Here, too, Portland — where people are famously friendly — might be an exception. That visceral anger that bikers elsewhere in the country describe as a constant threat on the roadways isn’t such an issue here, says Rob Sadowsky, executive director of the Bicycle Transportation Alliance. “We’re making strides here. A lot of people who drive cars also bike, and we have places for the people to bike so that we minimize those interactions. And maybe it’s just your basic Portland politeness.”

The biking infrastructure

The cyclists most Americans see on the road have historically been male, young and aggressive, says Jeff Mapes, Portland author of Pedaling Revolution: How Cyclists Are Changing American Cities. But who is biking, and how they’re biking, is beginning to change as biking shifts from a fitness regime or political statement to simply a way to get from Point A to Point B.

Having the bike paths to make that A-to-B trip is what makes Portland such a biking haven. After 20 years of building, it now has a network of bike lanes, including:

•Cycle tracks. These bike lanes are physically separated from motor vehicle lanes by concrete barriers or curbs. Pucher says cycle tracks can increase bicycle ridership 18% to 20%, especially among women and children.

•Bike lanes. These painted lanes on streets provide no physical separation from cars.

•Sharrows. “Sharing arrows” street markings show an outline of a bicycle and two arrows pointing forward, indicating that bicycles and cars both have full use of the lane.

•Bicycle boulevards. Also called neighborhood greenways, these residential streets are marked for both bikes and cars and have a speed limit of 20 mph.

Most of what’s been created so far has been relatively simple, requiring only paint and a few concrete barriers. The infrastructure Portland is developing now will displace more cars and cost more money. The Portland-Milwaukie bridge over the Willamette River, currently under construction, will be open only to mass transit, bikes and pedestrians. Price tag: $135 million.

Pucher, the Rutgers professor, says the key is to create some bike infrastructure and gradually expand it while getting more cyclists on the road. That way, bikes become an accepted and acceptable means of transportation.

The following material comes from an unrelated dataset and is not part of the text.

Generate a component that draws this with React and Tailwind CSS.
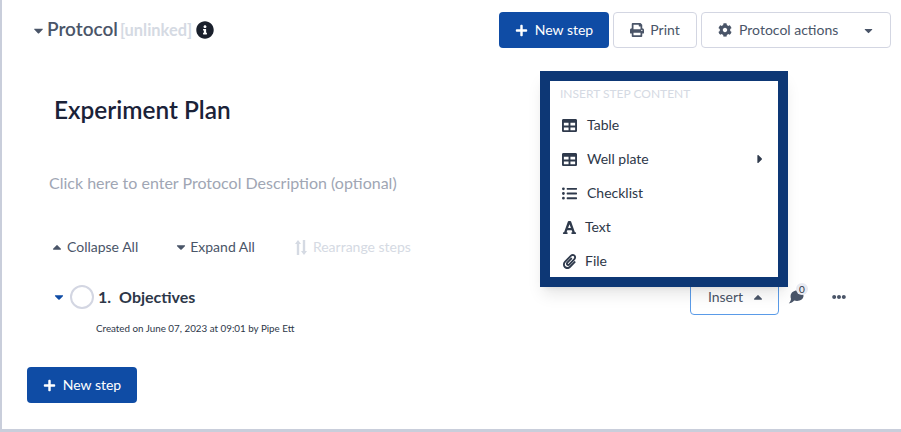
import {
  FaCaretDown,
  FaCaretRight,
  FaCaretUp,
  FaCog,
  FaEllipsisH,
  FaFont,
  FaInfoCircle,
  FaListUl,
  FaPaperclip,
  FaPlus,
  FaPrint,
  FaTable,
} from "react-icons/fa";

const menuItems = [
  { label: "Table", icon: FaTable, gap: "gap-[10px]" },
  { label: "Well plate", icon: FaTable, gap: "gap-[10px]", submenu: true },
  { label: "Checklist", icon: FaListUl, gap: "gap-[10px]" },
  { label: "Text", icon: FaFont, gap: "gap-2" },
  { label: "File", icon: FaPaperclip, gap: "gap-2" },
];

function NewStepButton() {
  return (
    <button className="flex h-9 w-[110px] items-center justify-center gap-[7px] rounded bg-[#0f4ca5] text-sm text-white">
      <FaPlus className="text-[13px]" />
      New step
    </button>
  );
}

function RearrangeIcon() {
  return (
    <svg width="12" height="15" viewBox="0 0 12 15" fill="#d5dae3">
      <path d="M3 0 L6 4 H4.2 V15 H1.8 V4 H0 Z" />
      <path d="M9 15 L6 11 H7.8 V0 H10.2 V11 H12 Z" />
    </svg>
  );
}

// speech bubble with its tail at the lower left
function CommentIcon() {
  return (
    <svg width="16" height="14" viewBox="0 0 16 14" fill="#4a5568">
      <path d="M9 0.5 C12.8 0.5 15.5 2.9 15.5 5.8 C15.5 8.8 12.8 11 9 11 C8 11 7 10.8 6.2 10.5 C5 12 3 13.3 0.8 13.4 C1.9 12.2 2.8 10.6 3 8.9 C2.6 7.9 2.5 6.9 2.6 5.8 C2.9 2.9 5.4 0.5 9 0.5 Z" />
    </svg>
  );
}

function InsertMenu() {
  return (
    <div className="absolute left-[538px] top-[71px] z-10 h-[216px] w-[248px] border-[10px] border-[#0d3775] bg-white shadow-lg">
      <div className="flex h-[27px] items-center pl-[10px] pb-[1px] text-xs text-[#d5dae3]">
        INSERT STEP CONTENT
      </div>
      {menuItems.map((item) => (
        <div
          key={item.label}
          className="flex h-[34px] items-center pl-3 pr-[11px] text-sm text-[#2d3748]"
        >
          <span className={`flex items-center ${item.gap}`}>
            <item.icon className="w-[15px] text-[15px] text-[#2f3a4c]" />
            {item.label}
          </span>
          {item.submenu && (
            <FaCaretRight className="ml-auto text-sm text-[#2f3a4c]" />
          )}
        </div>
      ))}
    </div>
  );
}

export default function App() {
  return (
    <div
      className="relative h-[432px] w-[901px] overflow-hidden border-b-[3px] border-l-2 border-[#c9cedb] bg-white text-[#2d3748]"
      style={{ fontFamily: '"Lato", sans-serif' }}
    >
      <div className="flex items-center justify-between pl-[29px] pr-[10px] pt-3">
        <div className="flex items-center">
          <FaCaretDown className="text-[15px] text-[#4a5568]" />
          <span className="ml-px pb-px text-[19px] font-semibold text-[#4a5568]">
            Protocol
          </span>
          <span className="ml-[2px] text-[16.4px] font-bold text-[#d5dae3]">
            [unlinked]
          </span>
          <FaInfoCircle className="ml-1 text-lg text-[#1a202c]" />
        </div>
        <div className="flex gap-1">
          <NewStepButton />
          <button className="flex h-9 w-[84px] items-center justify-center gap-[6px] rounded border border-[#d3d6e2] text-sm text-[#4a5568]">
            <FaPrint className="text-sm" />
            Print
          </button>
          <button className="flex h-9 w-[190px] items-center rounded border border-[#d3d6e2] pl-4 pr-[15px] text-sm text-[#4a5568]">
            <FaCog className="mr-[7px] text-sm" />
            Protocol actions
            <FaCaretDown className="ml-auto text-[13px]" />
          </button>
        </div>
      </div>

      <h1 className="ml-[52px] mt-[44px] text-[24.4px] font-semibold leading-[36px] text-[#1a2238]">
        Experiment Plan
      </h1>

      <p className="ml-[47px] mt-[43px] text-base leading-6 text-[#a0a6b4]">
        Click here to enter Protocol Description (optional)
      </p>

      <div className="ml-[48px] mt-[40px] flex h-6 items-center text-sm text-[#4a5568]">
        <FaCaretUp className="text-sm" />
        <span className="ml-[3px]">Collapse All</span>
        <FaCaretDown className="ml-[36px] text-sm" />
        <span className="ml-[2px]">Expand All</span>
        <span className="ml-10 flex items-center gap-[6px] text-[#d5dae3]">
          <RearrangeIcon />
          Rearrange steps
        </span>
      </div>

      <div className="mt-[23px] flex h-[30px] items-center pr-[55px]">
        <FaCaretDown className="ml-[50px] text-sm text-[#0f4ca5]" />
        <span className="ml-1 h-6 w-6 rounded-full border-2 border-[#d3d6e2]" />
        <span className="ml-1 text-base font-bold text-[#2d3748]">1.</span>
        <span className="ml-2 text-base font-bold text-[#2d3748]">
          Objectives
        </span>
        <button className="ml-auto flex h-9 w-[89px] shrink-0 items-center justify-center gap-2 rounded border border-[#5a9be8] pl-1 text-sm text-[#4a5568]">
          Insert
          <FaCaretUp className="text-sm" />
        </button>
        <span className="relative ml-[9px] h-[14px] w-4">
          <CommentIcon />
          <span className="absolute -top-[7px] left-[8px] flex h-3 w-3 items-center justify-center rounded-full bg-[#e8eaf2] text-[10px] leading-none">
            0
          </span>
        </span>
        <FaEllipsisH className="ml-[28px] text-sm text-[#4a5568]" />
      </div>

      <p className="ml-[94px] mt-[10px] text-[9.8px] leading-3 text-[#2d3748]">
        Created on June 07, 2023 at 09:01 by Pipe Ett
      </p>

      <div className="ml-[25px] mt-[33px]">
        <NewStepButton />
      </div>

      <InsertMenu />
    </div>
  );
}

“You don’t all of a sudden put in 500 miles of bike lanes,” Pucher says. A bike lane here, a bike crossing there, one route and then two and then five slowly create the infrastructure.

In the end, planners in Portland aren’t trying to force people out of their cars, says Jennifer Dill, director of the Oregon Transportation Research and Education Consortium at Portland State University. Their goal is to give people choices.

“In many cities you have no choice — you have to drive to work,” she says. “Here, you have a choice. What we’ve found is that given an array of choices — driving, taking the bus, biking or walking — a lot of people will choose other options than driving.”